Now, substitute the given numerical values into the area formula:
$$24 = \frac{1}{2} \times 14 \times 6 \times \sin(\theta)$$

**step4** Simplifying the equation

First, multiply the lengths of the two sides:
$$14 \times 6 = 84$$
Next, multiply this product by $$\frac{1}{2}$$:
$$\frac{1}{2} \times 84 = 42$$
Substitute this simplified value back into our equation:
$$24 = 42 \times \sin(\theta)$$

Question1.step5 (Solving for $$\sin(\theta)$$)
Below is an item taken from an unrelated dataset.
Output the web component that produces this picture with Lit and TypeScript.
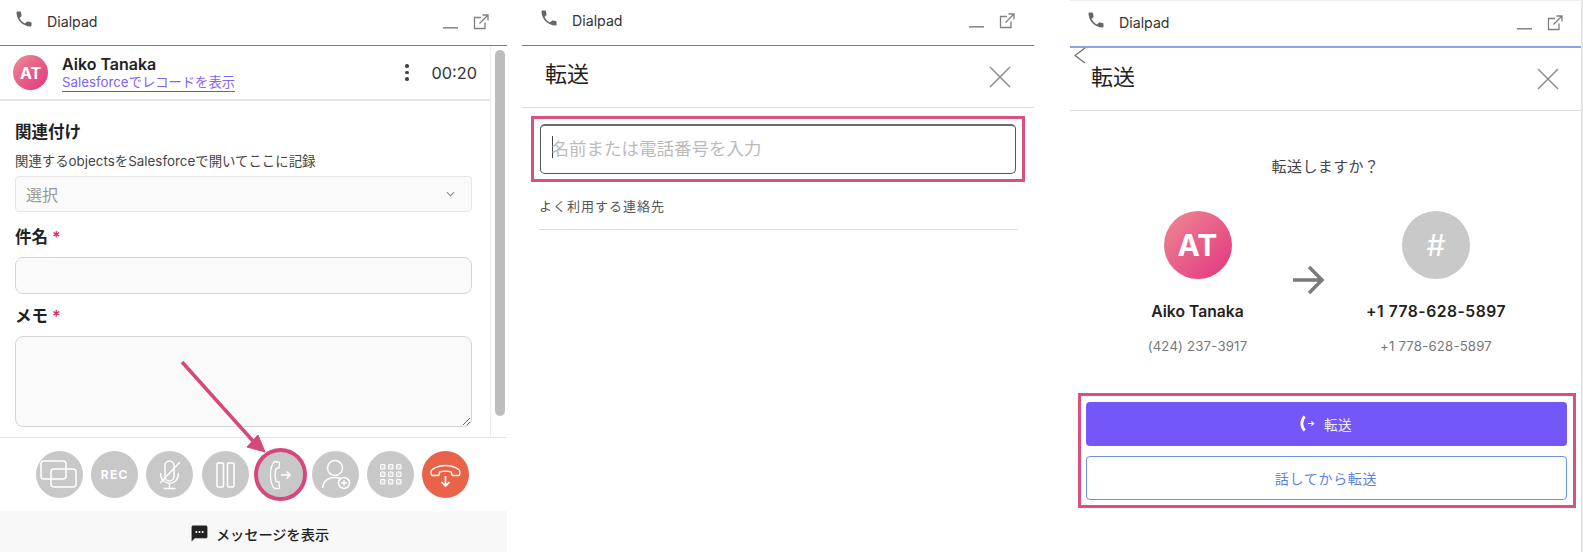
import { LitElement, html, css, svg } from "lit";
import { customElement } from "lit/decorators.js";

const phoneIcon = svg`<path d="M6.62 10.79c1.44 2.83 3.76 5.14 6.59 6.59l2.2-2.2c.27-.27.67-.36 1.02-.24 1.12.37 2.33.57 3.57.57.55 0 1 .45 1 1V20c0 .55-.45 1-1 1-9.39 0-17-7.61-17-17 0-.55.45-1 1-1h3.5c.55 0 1 .45 1 1 0 1.25.2 2.45.57 3.57.11.35.03.74-.25 1.02l-2.2 2.2z" fill="#666"/>`;

const titleBar = (cls: string) => html`
  <header class="titlebar ${cls}">
    <svg class="ph" viewBox="0 0 24 24" width="20" height="20">${phoneIcon}</svg>
    <span class="appname">Dialpad</span>
    <svg class="min" viewBox="0 0 15 3" width="15" height="3"><rect width="15" height="1.6" y="1" fill="#8a8a8a"/></svg>
    <svg class="ext" viewBox="0 0 16 16" width="16" height="16" fill="none" stroke="#808080" stroke-width="1.3">
      <path d="M8 3.5H1.5v11h10.5V8.5"/><path d="M6.5 9.5 14.5 1.5M9.5 1h5.5v5.5"/>
    </svg>
  </header>`;

const closeIcon = html`<svg class="close" viewBox="0 0 22 22" width="22" height="22" fill="none" stroke="#8c8c8c" stroke-width="1.5"><path d="M1 1 21 21M21 1 1 21"/></svg>`;

const ctrlIcons = [
  svg`<g fill="none" stroke="#fff" stroke-width="1.5"><rect x="5" y="10" width="25" height="18" rx="3"/><rect x="15" y="18" width="25" height="18" rx="3"/></g>`,
  null,
  svg`<g fill="none" stroke="#fff" stroke-width="1.4"><rect x="19" y="10" width="9" height="20" rx="4.5"/><path d="M14.5 22c0 14 18 14 18 0M23.5 32v5M17.5 37.5h12M14 32 34 11"/></g>`,
  svg`<g fill="none" stroke="#fff" stroke-width="1.5"><rect x="15" y="12" width="6.5" height="24" rx="1"/><rect x="25.5" y="12" width="6.5" height="24" rx="1"/></g>`,
  svg`<g fill="none" stroke="#fff" stroke-width="1.3"><path d="M21 11 17.5 10.5C15 13 13.5 18 13.5 24S15 35 17.5 37.5L21 37.5 22.5 37 22 31 19 30.5C18 27 18 21 19 17.5L22 17 22.5 11.5Z"/></g><path d="M24 24H33M29.5 20.5 33 24 29.5 27.5" fill="none" stroke="#fff" stroke-width="1.6"/>`,
  svg`<g fill="none" stroke="#fff" stroke-width="1.5"><circle cx="23" cy="17" r="7.5"/><path d="M10.5 37c1-7 6-10.5 12.5-10.5 2 0 4 .4 5.5 1"/><circle cx="32" cy="32" r="5.5"/><path d="M32 29.2v5.6M29.2 32h5.6"/></g>`,
  svg`<g fill="#fff" fill-opacity=".3" stroke="#fff" stroke-width="1.1">${[13.5, 21, 28.5].flatMap((y) => [13.5, 21.5, 29.5].map((x) => svg`<rect x="${x}" y="${y}" width="4.5" height="4.5" rx="1"/>`))}</g>`,
  svg`<g fill="none" stroke="#fff" stroke-width="1.4"><path d="M9 21c0-3 7-6.5 14.5-6.5S38 18 38 21c0 2-.5 3.5-1.5 3.5H31c-1 0-1.5-1-1.5-3.5-4-1.2-8-1.2-12 0 0 2.5-.5 3.5-1.5 3.5H10.5C9.5 24.5 9 23 9 21Z"/></g><path d="M23.5 25v10M19.5 31l4 4 4-4" fill="none" stroke="#fff" stroke-width="1.7"/>`,
];

@customElement("app-root")
export class AppRoot extends LitElement {
  static styles = css`
    :host {
      display: flex;
      width: 1583px;
      height: 552px;
      overflow: hidden;
      position: relative;
      background: #fff;
      font-family: Inter, "Noto Sans CJK JP", sans-serif;
      color: #222;
    }
    * { box-sizing: border-box; }
    .panel { display: flex; flex-direction: column; height: 552px; min-width: 0; flex: none; position: relative; }
    .p1 { width: 507px; }
    .p2 { width: 512px; margin-left: 15px; }
    .p3 { width: 513px; margin-left: 36px; border-top: 1px solid #eee; border-right: 2px solid #e4e4e4; }

    .titlebar { display: flex; align-items: center; flex: none; border-bottom: 1px solid #4f7fdc; position: relative; }
    .tb1 { height: 46px; padding: 0 18px 0 14px; }
    .tb2 { height: 46px; padding: 0 19px 2px 17px; }
    .tb3 { height: 47px; padding: 0 18px 0 16px; border-bottom: 2px solid #86a5e3; }
    .ph { flex: none; margin-top: -7px; }
    .appname { font-size: 14.2px; color: #333; margin: -2px 0 0 13px; flex: 1; }
    .min { margin-right: 15px; margin-top: 9px; }
    .ext { margin-top: -2px; }

    .workspace { display: flex; height: 391px; flex: none; }
    .main { flex: 1; min-width: 0; display: flex; flex-direction: column; }
    .scroll { width: 17px; flex: none; border-left: 1px solid #ececec; padding: 4px 0 0 4px; }
    .thumb { width: 10px; height: 366px; border-radius: 5px; background: #bdbdbd; }

    .callrow { height: 55px; flex: none; display: flex; align-items: center; padding: 0 13px; border-bottom: 2px solid #e6e6e6; }
    .avatar { border-radius: 50%; display: flex; align-items: center; justify-content: center; color: #fff; font-weight: 700; background: linear-gradient(135deg, #ee8a92, #e2347f); flex: none; }
    .a-sm { width: 35px; height: 35px; font-size: 16px; }
    .who { margin-left: 14px; flex: 1; display: flex; flex-direction: column; }
    .who b { font-size: 16px; line-height: 20px; margin-top: 1px; font-weight: 600; color: #222; }
    .who a { font-size: 13.3px; line-height: 17px; color: #7f63f5; border-bottom: 1px solid #6a4df5; align-self: flex-start; }
    .dots { display: flex; flex-direction: column; gap: 3px; margin-right: 23px; }
    .dots i { width: 3.5px; height: 3.5px; border-radius: 50%; background: #444; display: block; }
    .time { font-size: 16.3px; color: #333; }

    .form { padding: 21px 18px 0 15px; display: flex; flex-direction: column; }
    .lab { font-size: 16.5px; font-weight: 600; line-height: 20px; color: #222; }
    .lab em { color: #d92d5c; font-style: normal; margin-left: 4px; font-size: 16px; }
    .sub { font-size: 13.4px; line-height: 18px; margin-top: 10px; color: #444; white-space: nowrap; }
    .select { height: 36px; margin-top: 6px; border: 1px solid #e6e6e6; background: #fafafa; border-radius: 4px; display: flex; align-items: center; justify-content: space-between; padding: 0 16px 0 10px; font-size: 16px; color: #999; }
    .inp { height: 37px; margin-top: 10px; border: 1px solid #d4d4d4; background: #fafafa; border-radius: 8px; display: block; width: 100%; outline: none; }
    .lab-a { margin-top: 15px; }
    .lab-b { margin-top: 12px; }
    textarea.inp { height: 91px; margin-top: 10px; resize: both; }

    .controls { flex: none; height: 60px; border-top: 1px solid #e4e4e4; display: flex; align-items: flex-start; gap: 8.2px; padding: 13px 0 0 36px; }
    .cb { width: 47px; height: 47px; border-radius: 50%; background: #c8c8c8; flex: none; display: flex; align-items: center; justify-content: center; color: #fff; font-size: 12px; font-weight: 700; letter-spacing: 1.2px; }
    .cb.red { background: #e8634a; }
    .cb.hl { outline: 4px solid #d5487e; outline-offset: -1px; }
    .footer { flex: none; height: 41px; margin-top: 14px; background: #f8f8f8; display: flex; align-items: center; justify-content: center; gap: 7px; font-size: 14.2px; font-weight: 500; color: #222; padding: 4px 0 0 12px; }
    .arrow { position: absolute; left: 170px; top: 350px; pointer-events: none; }

    .dlghead { flex: none; display: flex; align-items: center; justify-content: space-between; border-bottom: 1px solid #dedede; }
    .p2 .dlghead { height: 62px; padding: 0 23px 0 23px; }
    .p3 .dlghead { height: 63px; padding: 0 22px 0 21px; }
    .dlghead h2 { font-size: 22px; font-weight: 400; margin: 0; color: #222; }
    .p2 .dlghead h2 { margin-top: -10px; }
    .p3 .dlghead h2 { margin-top: -8px; }
    .pinkbox { border: 3.5px solid #d84f80; background: #fff; }
    .searchbox { margin: 8px 9px 0 9px; padding: 5px 6px 5px 5.5px; }
    .search { height: 50px; border: 1px solid #555; border-top: 2px solid #6a6a6a; border-radius: 5px; display: flex; align-items: center; padding: 0 0 5px 11px; font-size: 17.5px; color: #bbb; }
    .caret { width: 1px; height: 22px; background: #444; margin-right: -1px; }
    .freq { margin: 0 16px 0 17px; height: 48px; border-bottom: 1px solid #dedede; display: flex; align-items: center; font-size: 13px; color: #555; letter-spacing: 1px; }

    .back { position: absolute; left: 3px; top: 46px; }
    .ask { text-align: center; font-size: 15px; color: #444; margin: 46px 0 0 0; line-height: 20px; letter-spacing: .4px; }
    .parties { display: flex; margin-top: 34px; padding-left: 33.5px; }
    .party { display: flex; flex-direction: column; align-items: center; }
    .pa { width: 188px; }
    .pb { width: 225px; }
    .a-lg { width: 68px; height: 68px; font-size: 30px; }
    .hash { background: #c9c9c9; font-weight: 400; font-size: 30px; }
    .party b { font-size: 15.7px; line-height: 20px; font-weight: 600; margin-top: 23px; white-space: nowrap; color: #222; }
    .pb b { letter-spacing: .5px; }
    .party span { font-size: 13.2px; line-height: 18px; margin-top: 15px; color: #777; white-space: nowrap; letter-spacing: .2px; }
    .midgap { display: flex; width: 32px; flex: none; align-items: flex-start; padding-top: 53px; }
    .btnbox { margin: 38px 5px 0 8px; padding: 5.5px 6.5px 5.5px 4.5px; display: flex; flex-direction: column; gap: 10px; }
    .btn { height: 44px; border-radius: 4px; display: flex; align-items: center; justify-content: center; gap: 9px; font-size: 13.5px; letter-spacing: .6px; }
    .primary { background: #7556f6; color: #eee; }
    .ghost { border: 1px solid #6f8fe8; color: #5f83e4; font-size: 14px; letter-spacing: .7px; }
  `;

  render() {
    return html`
      <section class="panel p1">
        ${titleBar("tb1")}
        <div class="workspace">
          <div class="main">
            <div class="callrow">
              <div class="avatar a-sm">AT</div>
              <div class="who"><b>Aiko Tanaka</b><a>Salesforceでレコードを表示</a></div>
              <div class="dots"><i></i><i></i><i></i></div>
              <div class="time">00:20</div>
            </div>
            <div class="form">
              <div class="lab">関連付け</div>
              <div class="sub">関連するobjectsをSalesforceで開いてここに記録</div>
              <div class="select">選択
                <svg viewBox="0 0 10 6" width="9" height="6" fill="none" stroke="#888" stroke-width="1.2"><path d="M1 1 5 5 9 1"/></svg>
              </div>
              <div class="lab lab-a">件名<em>*</em></div>
              <input class="inp" />
              <div class="lab lab-b">メモ<em>*</em></div>
              <textarea class="inp"></textarea>
            </div>
          </div>
          <div class="scroll"><div class="thumb"></div></div>
        </div>
        <div class="controls">
          ${ctrlIcons.map((ic, i) => html`
            <div class="cb ${i === 7 ? "red" : ""} ${i === 4 ? "hl" : ""}">
              ${ic ? html`<svg viewBox="0 0 47 47" width="47" height="47">${ic}</svg>` : "REC"}
            </div>`)}
        </div>
        <div class="footer">
          <svg viewBox="0 0 24 24" width="19" height="19"><path d="M20 2H4c-1.1 0-2 .9-2 2v18l4-4h14c1.1 0 2-.9 2-2V4c0-1.1-.9-2-2-2z" fill="#222"/><g fill="#fff"><circle cx="8" cy="10" r="1.3"/><circle cx="12" cy="10" r="1.3"/><circle cx="16" cy="10" r="1.3"/></g></svg>
          メッセージを表示
        </div>
        <svg class="arrow" width="110" height="110" viewBox="0 0 110 110">
          <path d="M12 12 83 91" stroke="#d5487e" stroke-width="3.5" fill="none"/>
          <path d="M77 97 88 85 95 102Z" fill="#d5487e" stroke="#d5487e" stroke-width="1"/>
        </svg>
      </section>

      <section class="panel p2">
        ${titleBar("tb2")}
        <div class="dlghead"><h2>転送</h2>${closeIcon}</div>
        <div class="pinkbox searchbox">
          <div class="search"><span class="caret"></span>名前または電話番号を入力</div>
        </div>
        <div class="freq">よく利用する連絡先</div>
      </section>

      <section class="panel p3">
        ${titleBar("tb3")}
        <svg class="back" width="14" height="18" viewBox="0 0 14 18" fill="none" stroke="#666" stroke-width="1.1"><path d="M12 1 2 8.5 12 16"/></svg>
        <div class="dlghead"><h2>転送</h2>${closeIcon}</div>
        <div class="ask">転送しますか？</div>
        <div class="parties">
          <div class="party pa">
            <div class="avatar a-lg">AT</div>
            <b>Aiko Tanaka</b>
            <span>(424) 237-3917</span>
          </div>
          <div class="midgap">
            <svg viewBox="0 0 32 32" width="32" height="32" fill="none" stroke="#7a7a7a" stroke-width="3.4"><path d="M1 16H30M17 3 30 16 17 29"/></svg>
          </div>
          <div class="party pb">
            <div class="avatar a-lg hash">#</div>
            <b>+1 778-628-5897</b>
            <span>+1 778-628-5897</span>
          </div>
        </div>
        <div class="pinkbox btnbox">
          <div class="btn primary">
            <svg viewBox="0 0 16 18" width="15" height="17" fill="none" stroke="#fff"><path d="M5 1.5C2.5 4 2 7 2 9s.5 5 3 7.5" stroke-width="3"/><path d="M8.5 9h6M12 6.8l2.5 2.2-2.5 2.2" stroke-width="1.2"/></svg>
            転送
          </div>
          <div class="btn ghost">話してから転送</div>
        </div>
      </section>
    `;
  }
}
To isolate $$\sin(\theta)$$, divide both sides of the equation by $$42$$:
$$\sin(\theta) = \frac{24}{42}$$
To simplify the fraction, find the greatest common divisor of $$24$$ and $$42$$, which is $$6$$. Divide both the numerator and the denominator by $$6$$:
$$24 \div 6 = 4$$
$$42 \div 6 = 7$$
So, the simplified value for $$\sin(\theta)$$ is:
$$\sin(\theta) = \frac{4}{7}$$

**step6** Finding the first possible value for $$\theta$$

Since the value of $$\sin(\theta)$$ is positive ($$\frac{4}{7}$$), there are two possible angles for $$\theta$$ within the range of $$0^\circ$$ to $$180^\circ$$ (the possible angles in a triangle). The first value is an acute angle. We find this by taking the inverse sine (arcsin) of $$\frac{4}{7}$$:
$$\theta_1 = \arcsin\left(\frac{4}{7}\right)$$
Using a calculator, we find that:
$$\theta_1 \approx 34.8499^\circ$$
Rounding this to one decimal place, we get:
$$\theta_1 \approx 34.8^\circ$$

**step7** Finding the second possible value for $$\theta$$

The second possible value for $$\theta$$ is an obtuse angle. This is because the sine function is positive in both the first and second quadrants. The relationship between an acute angle and its supplementary angle for sine is given by $$\sin(\theta) = \sin(180^\circ - \theta)$$. Therefore, the second angle is:
$$\theta_2 = 180^\circ - \theta_1$$
Substituting the more precise value of $$\theta_1$$:
$$\theta_2 = 180^\circ - 34.8499^\circ$$
$$\theta_2 \approx 145.1501^\circ$$
Rounding this to one decimal place, we get:
$$\theta_2 \approx 145.2^\circ$$
The two possible values of $$\theta$$ are $$34.8^\circ$$ and $$145.2^\circ$$.